The Fed made their decision and went as most people expected even though their decision may not be the right one. In another apparent attempt to keep the stock market content, the Fed chose to cut the Fed Funds Rate by another 50bp (.50%) bringing the rate down to 3.00%, fueling speculation of the rate dropping as low as 1.25%.
Before I get into the potential problems, let's look at the potential benefits...
- HELOCs may see a drop in their rates over the next month or two.
- Credit Cards may see drops in their rates over the next month or so.
- ARM holders should rethink their desire to switch to a fixed rate mortgage if their rates are indexed to LIBOR, and possibly other indexes as well.
- "Special financing" deals will likely continue as money is even cheaper.

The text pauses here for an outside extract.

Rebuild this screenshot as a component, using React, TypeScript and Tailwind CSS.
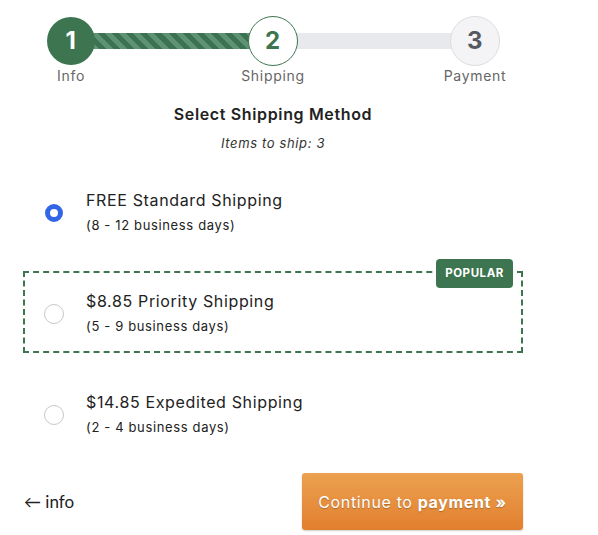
import React from "react";

function Radio({ checked }: { checked?: boolean }) {
  return checked ? (
    <span className="block w-[18px] h-[18px] rounded-full border-[5px] border-[#3366e6] bg-white shrink-0" />
  ) : (
    <span className="block w-[20px] h-[20px] rounded-full border border-[#c8c8c8] bg-white shrink-0" />
  );
}

function Option({
  title,
  days,
  checked,
  popular,
}: {
  title: string;
  days: string;
  checked?: boolean;
  popular?: boolean;
}) {
  return (
    <div
      className={
        "relative h-[82px] flex items-center pl-[19px] " +
        (popular ? "border-2 border-dashed border-[#3d7550]" : "border-2 border-transparent")
      }
    >
      <div className="w-[20px] flex justify-center mt-[4px]">
        <Radio checked={checked} />
      </div>
      <div className="ml-[22px] flex flex-col">
        <span className="text-[16px] leading-[22px] text-[#222]">{title}</span>
        <span className="text-[13px] leading-[18px] text-[#222] mt-[5px]">{days}</span>
      </div>
      {popular && (
        <span className="absolute right-[8px] top-[-14px] h-[29px] px-[9px] flex items-center rounded-[4px] bg-[#3d7550] text-white text-[11.5px] font-bold tracking-[0.05em]">
          POPULAR
        </span>
      )}
    </div>
  );
}

export default function App() {
  return (
    <div
      className="w-[598px] h-[535px] bg-white overflow-hidden tracking-[0.04em]"
      style={{ fontFamily: "Inter, 'Open Sans', sans-serif" }}
    >
      <div className="ml-[23px] w-[500px] pt-[17px]">
        {/* stepper */}
        <div className="relative">
          <div className="absolute left-[48px] right-[48px] top-[16px] h-[16px] flex">
            <div className="w-1/2 h-full bg-[repeating-linear-gradient(45deg,#3b7352_0px,#3b7352_5px,#5f9273_5px,#5f9273_10px)]" />
            <div className="w-1/2 h-full bg-[#e8e9ec]" />
          </div>
          <div className="relative flex justify-between">
            <div className="w-[96px] flex flex-col items-center">
              <div className="w-[48px] h-[48px] rounded-full bg-[#3d7550] flex items-center justify-center text-white text-[24px] font-bold">
                1
              </div>
              <span className="mt-[3px] text-[14px] leading-[16px] tracking-[0.05em] text-[#666]">Info</span>
            </div>
            <div className="w-[96px] flex flex-col items-center">
              <div className="w-[50px] h-[50px] -my-[1px] rounded-full bg-white border border-[#3d7550] flex items-center justify-center text-[#3d7550] text-[24px] font-bold">
                2
              </div>
              <span className="mt-[3px] text-[14px] leading-[16px] tracking-[0.05em] text-[#666]">Shipping</span>
            </div>
            <div className="w-[96px] flex flex-col items-center">
              <div className="w-[50px] h-[50px] -my-[1px] rounded-full bg-[#f4f4f6] border border-[#dcdde0] flex items-center justify-center text-[#555a60] text-[24px] font-bold">
                3
              </div>
              <span className="mt-[3px] text-[14px] leading-[16px] tracking-[0.05em] text-[#666]">Payment</span>
            </div>
          </div>
        </div>

        <div className="mt-[19px] text-center text-[16px] leading-[22px] font-semibold text-[#222]">
          Select Shipping Method
        </div>
        <div className="mt-[9px] text-center text-[13px] leading-[18px] italic text-[#333]">
          Items to ship: 3
        </div>

        <div className="mt-[18px] flex flex-col gap-[19px]">
          <Option title="FREE Standard Shipping" days="(8 - 12 business days)" checked />
          <Option title="$8.85 Priority Shipping" days="(5 - 9 business days)" popular />
          <Option title="$14.85 Expedited Shipping" days="(2 - 4 business days)" />
        </div>

        <div className="mt-[19px] flex items-center justify-between">
          <span
            className="ml-[1px] text-[17px] tracking-normal text-[#222]"
            style={{ fontFamily: "Lato, sans-serif" }}
          >
            ← info
          </span>
          <button className="w-[221px] h-[57px] rounded-[3px] bg-gradient-to-b from-[#eba14f] to-[#e27f2e] text-white text-[16px] tracking-[0.04em] shadow-[0_1px_2px_rgba(0,0,0,0.2)] [text-shadow:0_1px_1px_rgba(0,0,0,0.25)]">
            Continue to <span className="font-bold">payment »</span>
          </button>
        </div>
      </div>
    </div>
  );
}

Certainly some good can come of this, but remember that mortgage rates are not driven by this change directly and, in fact, will likely move higher on this news. So, let's take a look at the potential problems...
- Mortgage Rates may tick higher (not lower)
- Inflation may grow uncontrollably
- Continued devaluation of the US Dollar = less real wealth for Americans (and foreigners with currencies pegged to the dollar)
- Stagflation environment (slowing economy with rising inflation) - inflation may actually help the cooling of the economy creating larger problems
As you can see, there are some potential problems as well, some big ones at that. Since no one has a crystal ball, only time will tell, but the first test of their decision comes tomorrow with their favorite gauge on inflation, the PCE report.
Did the Fed get fooled again? What is your take?